## Exercise
In the entries below, count every line containing "this". Reply with the number alone.

## Task input
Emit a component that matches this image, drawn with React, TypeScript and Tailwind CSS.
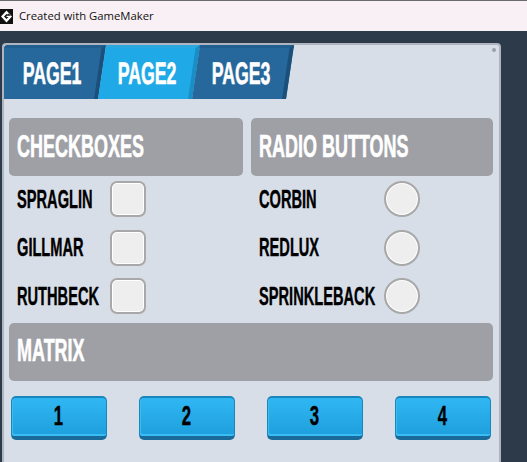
const display = "font-['Liberation_Sans',sans-serif] font-bold";

function Tab({ label, active, first }: { label: string; active?: boolean; first?: boolean }) {
  return (
    <div
      className={`h-[54px] shrink-0 -skew-x-[8.4deg] border-r-[4px] border-t-[3px] flex items-center justify-center ${first ? "w-[110px] -ml-[12px] pl-[14px]" : "w-[94px]"} ${active ? "bg-[#1fa9e6] border-r-[#1a8fc6] border-t-[#2aa8e0]" : "bg-[#27689c] border-r-[#1c4f7a] border-t-[#215f90]"}`}
    >
      <span className={`skew-x-[14.3deg] text-white text-[31px] leading-none inline-block scale-x-[0.57] [-webkit-text-stroke:0.6px_#ffffff] ${display}`}>{label}</span>
    </div>
  );
}

function SectionHeader({ label, className }: { label: string; className: string }) {
  return (
    <div className={`h-[58px] rounded-[5px] bg-[#9ea0a5] flex items-center pl-[8px] pb-[2px] ${className}`}>
      <span className={`text-white text-[31px] leading-none inline-block origin-left scale-x-[0.58] whitespace-nowrap [-webkit-text-stroke:0.6px_#ffffff] ${display}`}>{label}</span>
    </div>
  );
}

function Row({ label, round }: { label: string; round?: boolean }) {
  return (
    <div className="h-[48.5px] flex items-center pl-[8px]">
      <span className={`text-black text-[25px] leading-none inline-block origin-left scale-x-[0.585] whitespace-nowrap w-0 [-webkit-text-stroke:0.4px_#000000] ${display}`}>{label}</span>
      <div
        className={`h-[36px] w-[36px] border-2 border-[#a8a8a8] bg-[#eeeeee] shadow-[inset_0_0_0_1px_#ffffff] ${round ? "rounded-full ml-[125px]" : "rounded-[7px] ml-[93px]"}`}
      />
    </div>
  );
}

function MatrixButton({ label }: { label: string }) {
  return (
    <div className="w-[96px] h-[44px] rounded-[5px] border border-t-2 border-[#1a85b8] border-b-[4px] border-b-[#186a98] bg-gradient-to-b from-[#30b7f3] to-[#1d9fdc] shadow-[inset_1px_-2px_0_0_#3bbcf4] flex items-center justify-center">
      <span className={`text-black text-[27px] leading-none inline-block scale-x-[0.62] [-webkit-text-stroke:0.4px_#000000] ${display}`}>{label}</span>
    </div>
  );
}

export default function App() {
  return (
    <div className="w-[527px] h-[462px] overflow-hidden bg-[#2c3a4a] flex flex-col">
      <div className="h-[31px] shrink-0 bg-[#f8f0f5] border-t border-t-[#6b6b6b] flex items-center">
        <svg width="13" height="15" viewBox="0 0 13 15" className="shrink-0">
          <rect width="13" height="15" fill="#111" />
          <path d="M6.5 1.5 L12 7.5 L6.5 13.5 L1 7.5 L6.5 1.5 Z M6.5 5 L4 7.5 L6.5 10 L8.5 8 L6.5 8 L6.5 6.8 L11 6.8 L8.5 4.6 L7.6 5.6 Z" fill="#fff" fillRule="evenodd" />
        </svg>
        <span className="ml-[6px] text-[11.3px] leading-none text-[#111] font-['Open_Sans',sans-serif] whitespace-nowrap">Created with GameMaker</span>
      </div>
      <div className="mt-[12px] ml-[2px] w-[499px] flex-1 rounded-t-[4px] border-2 border-b-0 border-[#aeb4c0] bg-[#d8deE8] flex flex-col relative">
        <div className="absolute right-[3px] top-[3px] h-[4px] w-[4px] rounded-full bg-[#9aa0aa]" />
        <div className="w-[294px] h-[54px] overflow-hidden rounded-tl-[4px] flex">
          <Tab label="PAGE1" first />
          <Tab label="PAGE2" active />
          <Tab label="PAGE3" />
        </div>
        <div className="pl-[5px] pr-[6px] pt-[19px]">
          <div className="flex gap-[8px]">
            <div className="w-[234px] shrink-0">
              <SectionHeader label="CHECKBOXES" className="w-full" />
              <div className="mt-[-1.25px]">
                <Row label="SPRAGLIN" />
                <Row label="GILLMAR" />
                <Row label="RUTHBECK" />
              </div>
            </div>
            <div className="w-[242px] shrink-0">
              <SectionHeader label="RADIO BUTTONS" className="w-full" />
              <div className="mt-[-1.25px]">
                <Row label="CORBIN" round />
                <Row label="REDLUX" round />
                <Row label="SPRINKLEBACK" round />
              </div>
            </div>
          </div>
          <SectionHeader label="MATRIX" className="w-full mt-[2.5px]" />
          <div className="mt-[15px] pl-[2px] flex gap-[32px]">
            <MatrixButton label="1" />
            <MatrixButton label="2" />
            <MatrixButton label="3" />
            <MatrixButton label="4" />
          </div>
        </div>
      </div>
    </div>
  );
}
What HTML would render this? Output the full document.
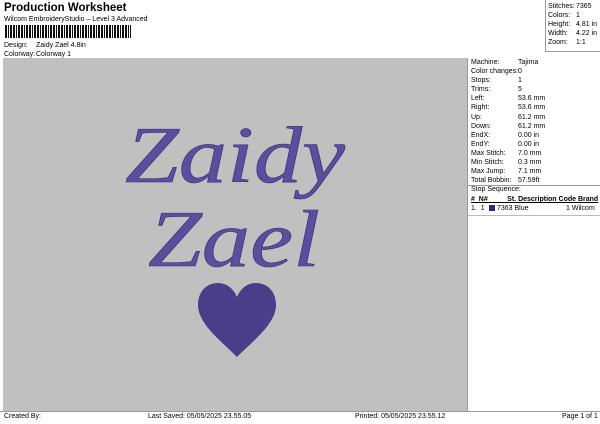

## Solved problem
2